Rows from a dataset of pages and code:
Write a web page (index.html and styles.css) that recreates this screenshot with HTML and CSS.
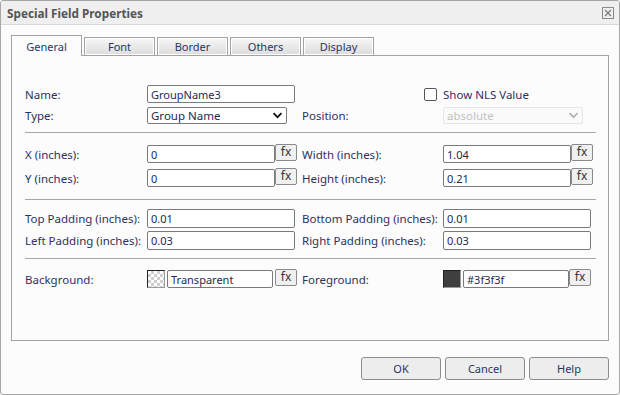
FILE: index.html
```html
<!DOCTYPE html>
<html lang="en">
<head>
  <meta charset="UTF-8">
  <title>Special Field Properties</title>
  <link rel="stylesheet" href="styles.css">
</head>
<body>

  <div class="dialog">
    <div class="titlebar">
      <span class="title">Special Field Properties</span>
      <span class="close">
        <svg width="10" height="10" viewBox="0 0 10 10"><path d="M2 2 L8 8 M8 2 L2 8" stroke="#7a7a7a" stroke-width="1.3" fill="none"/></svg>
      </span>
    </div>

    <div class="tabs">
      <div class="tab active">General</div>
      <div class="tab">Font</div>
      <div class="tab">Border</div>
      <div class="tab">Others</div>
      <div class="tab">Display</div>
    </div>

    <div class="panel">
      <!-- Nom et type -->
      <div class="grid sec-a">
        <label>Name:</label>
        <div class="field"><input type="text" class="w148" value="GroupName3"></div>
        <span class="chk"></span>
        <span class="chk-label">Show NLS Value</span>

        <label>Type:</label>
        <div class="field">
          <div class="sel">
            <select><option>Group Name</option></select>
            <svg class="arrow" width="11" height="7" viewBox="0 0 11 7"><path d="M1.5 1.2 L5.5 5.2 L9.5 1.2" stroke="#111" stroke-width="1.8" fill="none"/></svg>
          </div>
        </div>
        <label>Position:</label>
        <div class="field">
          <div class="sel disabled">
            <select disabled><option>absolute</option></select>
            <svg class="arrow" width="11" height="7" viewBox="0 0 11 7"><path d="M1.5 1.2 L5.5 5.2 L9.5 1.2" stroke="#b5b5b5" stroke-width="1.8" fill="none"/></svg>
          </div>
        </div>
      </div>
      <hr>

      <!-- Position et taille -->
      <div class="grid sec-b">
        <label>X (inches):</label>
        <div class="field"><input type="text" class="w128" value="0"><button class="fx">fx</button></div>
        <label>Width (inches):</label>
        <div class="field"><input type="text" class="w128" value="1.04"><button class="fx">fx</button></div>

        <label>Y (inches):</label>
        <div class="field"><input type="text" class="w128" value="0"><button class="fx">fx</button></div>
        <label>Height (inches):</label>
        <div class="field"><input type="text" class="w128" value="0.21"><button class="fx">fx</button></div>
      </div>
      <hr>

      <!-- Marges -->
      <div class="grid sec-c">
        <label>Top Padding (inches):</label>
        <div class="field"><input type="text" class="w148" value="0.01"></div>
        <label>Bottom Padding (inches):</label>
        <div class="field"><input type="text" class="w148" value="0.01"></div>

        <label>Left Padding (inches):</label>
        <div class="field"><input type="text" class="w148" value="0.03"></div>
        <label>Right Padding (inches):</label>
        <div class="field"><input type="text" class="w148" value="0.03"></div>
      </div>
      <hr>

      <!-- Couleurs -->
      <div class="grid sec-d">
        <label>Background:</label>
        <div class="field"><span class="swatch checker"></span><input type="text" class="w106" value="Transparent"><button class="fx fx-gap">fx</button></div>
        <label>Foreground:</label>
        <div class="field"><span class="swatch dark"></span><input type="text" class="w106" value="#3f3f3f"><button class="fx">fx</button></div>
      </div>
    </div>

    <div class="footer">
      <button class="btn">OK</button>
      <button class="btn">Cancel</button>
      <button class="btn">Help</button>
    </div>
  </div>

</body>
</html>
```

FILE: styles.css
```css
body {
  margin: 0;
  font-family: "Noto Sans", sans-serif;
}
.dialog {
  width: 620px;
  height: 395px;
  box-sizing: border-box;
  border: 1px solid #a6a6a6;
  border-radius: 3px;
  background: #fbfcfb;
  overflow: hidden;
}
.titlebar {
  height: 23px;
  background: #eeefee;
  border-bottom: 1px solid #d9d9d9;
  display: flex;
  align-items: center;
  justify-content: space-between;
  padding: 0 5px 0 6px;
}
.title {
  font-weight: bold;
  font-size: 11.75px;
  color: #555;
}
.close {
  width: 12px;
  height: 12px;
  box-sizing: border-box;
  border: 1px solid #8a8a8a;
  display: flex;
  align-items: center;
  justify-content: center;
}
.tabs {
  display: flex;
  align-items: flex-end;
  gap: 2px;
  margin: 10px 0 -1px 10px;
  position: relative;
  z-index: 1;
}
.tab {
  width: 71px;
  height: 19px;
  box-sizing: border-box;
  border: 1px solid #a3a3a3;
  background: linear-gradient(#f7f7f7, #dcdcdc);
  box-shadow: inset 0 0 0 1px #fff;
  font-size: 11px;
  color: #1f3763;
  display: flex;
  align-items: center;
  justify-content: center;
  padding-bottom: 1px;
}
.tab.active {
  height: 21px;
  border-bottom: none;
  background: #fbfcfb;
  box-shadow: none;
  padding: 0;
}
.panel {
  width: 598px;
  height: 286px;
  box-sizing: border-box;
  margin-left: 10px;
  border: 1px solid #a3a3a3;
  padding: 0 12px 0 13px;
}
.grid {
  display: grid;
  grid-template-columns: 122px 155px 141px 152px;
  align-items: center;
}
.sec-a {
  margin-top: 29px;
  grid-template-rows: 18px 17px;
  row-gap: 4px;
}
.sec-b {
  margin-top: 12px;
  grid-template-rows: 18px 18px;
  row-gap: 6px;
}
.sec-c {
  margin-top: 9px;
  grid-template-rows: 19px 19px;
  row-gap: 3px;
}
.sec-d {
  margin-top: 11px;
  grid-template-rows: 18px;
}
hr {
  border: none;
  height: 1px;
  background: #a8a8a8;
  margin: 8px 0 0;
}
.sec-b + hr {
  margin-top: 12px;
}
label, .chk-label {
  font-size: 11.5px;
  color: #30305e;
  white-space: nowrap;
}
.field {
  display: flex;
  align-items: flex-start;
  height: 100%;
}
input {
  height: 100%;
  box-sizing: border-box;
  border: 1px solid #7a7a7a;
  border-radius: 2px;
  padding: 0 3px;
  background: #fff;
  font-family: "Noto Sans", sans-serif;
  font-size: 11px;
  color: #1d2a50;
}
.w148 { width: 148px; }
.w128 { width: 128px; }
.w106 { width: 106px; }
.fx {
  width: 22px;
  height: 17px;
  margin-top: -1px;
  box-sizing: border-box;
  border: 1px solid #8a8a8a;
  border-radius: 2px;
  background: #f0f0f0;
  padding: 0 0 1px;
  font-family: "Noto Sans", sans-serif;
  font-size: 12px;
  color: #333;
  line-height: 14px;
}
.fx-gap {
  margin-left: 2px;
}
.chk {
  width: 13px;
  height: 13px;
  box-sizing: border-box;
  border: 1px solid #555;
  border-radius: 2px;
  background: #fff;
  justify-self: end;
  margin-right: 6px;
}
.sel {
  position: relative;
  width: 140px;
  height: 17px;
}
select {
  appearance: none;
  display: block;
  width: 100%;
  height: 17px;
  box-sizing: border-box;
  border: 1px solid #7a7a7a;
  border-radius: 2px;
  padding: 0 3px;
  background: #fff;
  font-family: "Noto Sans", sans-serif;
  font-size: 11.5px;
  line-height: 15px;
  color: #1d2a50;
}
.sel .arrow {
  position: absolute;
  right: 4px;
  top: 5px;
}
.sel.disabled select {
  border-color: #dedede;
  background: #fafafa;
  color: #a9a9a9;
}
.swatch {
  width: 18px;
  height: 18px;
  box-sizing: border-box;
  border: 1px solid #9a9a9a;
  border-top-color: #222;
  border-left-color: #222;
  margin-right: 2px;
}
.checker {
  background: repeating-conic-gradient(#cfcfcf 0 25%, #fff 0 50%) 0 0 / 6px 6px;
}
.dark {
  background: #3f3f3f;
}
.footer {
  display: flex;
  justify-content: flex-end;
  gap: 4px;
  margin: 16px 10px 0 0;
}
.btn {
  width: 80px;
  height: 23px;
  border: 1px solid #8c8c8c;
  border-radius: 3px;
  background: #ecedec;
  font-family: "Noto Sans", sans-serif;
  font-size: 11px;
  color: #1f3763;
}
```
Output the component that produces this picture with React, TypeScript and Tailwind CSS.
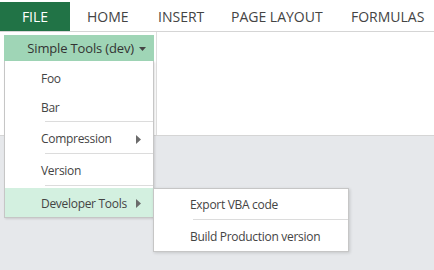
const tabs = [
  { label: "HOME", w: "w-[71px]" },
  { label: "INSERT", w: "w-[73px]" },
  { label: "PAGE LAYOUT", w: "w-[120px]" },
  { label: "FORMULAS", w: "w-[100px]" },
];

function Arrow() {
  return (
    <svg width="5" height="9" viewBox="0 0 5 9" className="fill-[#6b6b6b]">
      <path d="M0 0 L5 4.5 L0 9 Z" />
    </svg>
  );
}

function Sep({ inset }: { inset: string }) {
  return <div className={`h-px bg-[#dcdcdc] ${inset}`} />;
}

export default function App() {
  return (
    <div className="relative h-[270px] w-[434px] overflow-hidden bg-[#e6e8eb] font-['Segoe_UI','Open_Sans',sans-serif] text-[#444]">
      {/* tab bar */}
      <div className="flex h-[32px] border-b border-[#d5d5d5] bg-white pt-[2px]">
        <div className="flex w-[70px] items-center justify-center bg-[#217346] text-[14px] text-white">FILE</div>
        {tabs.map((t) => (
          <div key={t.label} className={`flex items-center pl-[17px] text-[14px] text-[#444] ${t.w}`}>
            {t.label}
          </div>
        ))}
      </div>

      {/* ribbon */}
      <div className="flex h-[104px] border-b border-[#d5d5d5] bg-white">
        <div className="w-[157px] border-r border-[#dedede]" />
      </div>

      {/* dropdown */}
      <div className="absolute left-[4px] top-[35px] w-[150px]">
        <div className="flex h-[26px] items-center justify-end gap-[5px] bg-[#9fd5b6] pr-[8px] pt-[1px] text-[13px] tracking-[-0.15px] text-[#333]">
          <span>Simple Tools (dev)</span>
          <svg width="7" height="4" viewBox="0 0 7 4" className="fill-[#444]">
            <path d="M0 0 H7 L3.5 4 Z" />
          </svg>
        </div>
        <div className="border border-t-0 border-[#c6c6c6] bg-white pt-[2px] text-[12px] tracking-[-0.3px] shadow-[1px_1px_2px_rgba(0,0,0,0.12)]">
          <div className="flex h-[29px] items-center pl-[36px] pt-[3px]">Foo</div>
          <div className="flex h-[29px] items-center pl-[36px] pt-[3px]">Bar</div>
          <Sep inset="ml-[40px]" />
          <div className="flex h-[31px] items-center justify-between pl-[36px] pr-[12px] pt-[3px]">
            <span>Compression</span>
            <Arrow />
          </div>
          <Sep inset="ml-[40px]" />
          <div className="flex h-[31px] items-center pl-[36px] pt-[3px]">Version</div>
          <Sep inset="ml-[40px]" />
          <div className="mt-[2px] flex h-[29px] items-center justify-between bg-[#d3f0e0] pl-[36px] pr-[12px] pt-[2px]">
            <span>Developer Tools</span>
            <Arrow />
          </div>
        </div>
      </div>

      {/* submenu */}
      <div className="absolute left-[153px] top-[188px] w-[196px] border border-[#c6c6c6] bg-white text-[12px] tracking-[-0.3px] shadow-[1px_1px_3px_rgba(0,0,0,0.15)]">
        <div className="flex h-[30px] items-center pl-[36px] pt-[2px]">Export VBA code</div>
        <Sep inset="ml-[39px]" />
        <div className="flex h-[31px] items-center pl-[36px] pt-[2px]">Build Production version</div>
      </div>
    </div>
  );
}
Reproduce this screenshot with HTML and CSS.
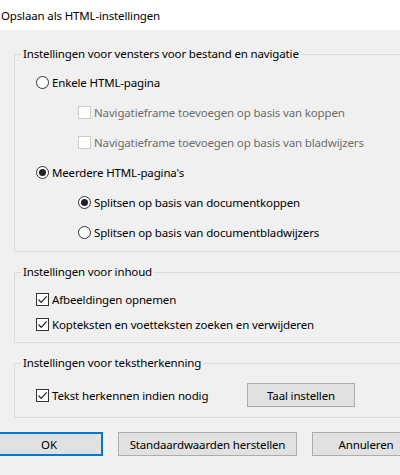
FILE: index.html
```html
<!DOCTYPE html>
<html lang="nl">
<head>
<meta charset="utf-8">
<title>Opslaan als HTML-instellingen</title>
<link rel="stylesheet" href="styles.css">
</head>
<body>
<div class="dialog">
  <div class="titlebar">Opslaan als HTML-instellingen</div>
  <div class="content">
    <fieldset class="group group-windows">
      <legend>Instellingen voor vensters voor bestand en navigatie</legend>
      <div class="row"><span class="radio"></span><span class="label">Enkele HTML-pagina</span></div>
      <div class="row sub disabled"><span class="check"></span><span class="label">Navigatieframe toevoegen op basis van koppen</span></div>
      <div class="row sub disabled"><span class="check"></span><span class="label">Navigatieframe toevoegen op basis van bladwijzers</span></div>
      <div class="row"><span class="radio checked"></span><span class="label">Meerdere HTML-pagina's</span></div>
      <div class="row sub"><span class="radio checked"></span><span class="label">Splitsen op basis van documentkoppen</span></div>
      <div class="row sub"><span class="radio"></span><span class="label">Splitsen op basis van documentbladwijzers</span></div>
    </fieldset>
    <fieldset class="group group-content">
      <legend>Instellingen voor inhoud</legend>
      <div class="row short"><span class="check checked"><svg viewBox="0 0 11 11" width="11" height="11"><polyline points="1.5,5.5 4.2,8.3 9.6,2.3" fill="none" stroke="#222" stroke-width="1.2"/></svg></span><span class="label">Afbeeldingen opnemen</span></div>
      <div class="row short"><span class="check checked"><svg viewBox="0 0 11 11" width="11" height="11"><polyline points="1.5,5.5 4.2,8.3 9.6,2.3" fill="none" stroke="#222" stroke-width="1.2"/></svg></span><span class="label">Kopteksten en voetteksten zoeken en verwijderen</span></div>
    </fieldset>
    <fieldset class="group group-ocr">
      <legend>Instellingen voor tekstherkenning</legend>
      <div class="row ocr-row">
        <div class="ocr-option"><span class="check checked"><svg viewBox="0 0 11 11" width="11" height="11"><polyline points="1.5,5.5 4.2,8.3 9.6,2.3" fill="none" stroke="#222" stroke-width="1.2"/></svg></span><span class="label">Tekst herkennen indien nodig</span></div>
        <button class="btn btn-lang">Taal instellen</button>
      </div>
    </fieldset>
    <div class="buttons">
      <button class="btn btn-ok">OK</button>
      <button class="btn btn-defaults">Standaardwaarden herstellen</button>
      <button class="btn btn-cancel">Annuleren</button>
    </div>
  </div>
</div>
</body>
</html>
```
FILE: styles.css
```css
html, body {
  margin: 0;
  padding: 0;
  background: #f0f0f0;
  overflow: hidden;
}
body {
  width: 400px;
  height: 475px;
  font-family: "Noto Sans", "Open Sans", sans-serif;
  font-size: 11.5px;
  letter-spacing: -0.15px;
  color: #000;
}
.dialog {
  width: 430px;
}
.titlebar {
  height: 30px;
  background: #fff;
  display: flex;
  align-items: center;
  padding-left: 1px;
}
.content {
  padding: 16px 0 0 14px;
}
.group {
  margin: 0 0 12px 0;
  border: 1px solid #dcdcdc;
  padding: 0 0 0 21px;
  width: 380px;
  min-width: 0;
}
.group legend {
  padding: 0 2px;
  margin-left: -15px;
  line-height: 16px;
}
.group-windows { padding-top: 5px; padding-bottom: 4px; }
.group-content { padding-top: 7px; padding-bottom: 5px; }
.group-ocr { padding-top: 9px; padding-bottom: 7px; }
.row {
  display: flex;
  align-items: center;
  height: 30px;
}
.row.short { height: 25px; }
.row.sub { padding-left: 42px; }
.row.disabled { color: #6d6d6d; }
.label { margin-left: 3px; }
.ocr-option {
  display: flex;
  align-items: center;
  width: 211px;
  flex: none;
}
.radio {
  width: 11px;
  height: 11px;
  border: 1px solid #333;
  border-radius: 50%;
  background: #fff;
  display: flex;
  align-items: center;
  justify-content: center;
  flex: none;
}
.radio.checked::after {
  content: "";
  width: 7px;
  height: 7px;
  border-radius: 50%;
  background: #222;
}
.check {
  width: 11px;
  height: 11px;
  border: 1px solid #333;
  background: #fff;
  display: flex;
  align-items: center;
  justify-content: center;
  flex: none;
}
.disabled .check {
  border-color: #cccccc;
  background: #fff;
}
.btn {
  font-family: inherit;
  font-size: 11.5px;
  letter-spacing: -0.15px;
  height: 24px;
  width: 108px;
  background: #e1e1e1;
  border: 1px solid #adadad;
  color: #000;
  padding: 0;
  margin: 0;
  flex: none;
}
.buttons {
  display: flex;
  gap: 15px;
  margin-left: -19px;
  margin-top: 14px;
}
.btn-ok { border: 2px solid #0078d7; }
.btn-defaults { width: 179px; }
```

* What to do *
Reproduce each line holding the word "index".

* Solution to the problem *
Write a web page (index.html and styles.css) that recreates this screenshot with HTML and CSS.
FILE: index.html
  z-index: 1;
FILE: index.html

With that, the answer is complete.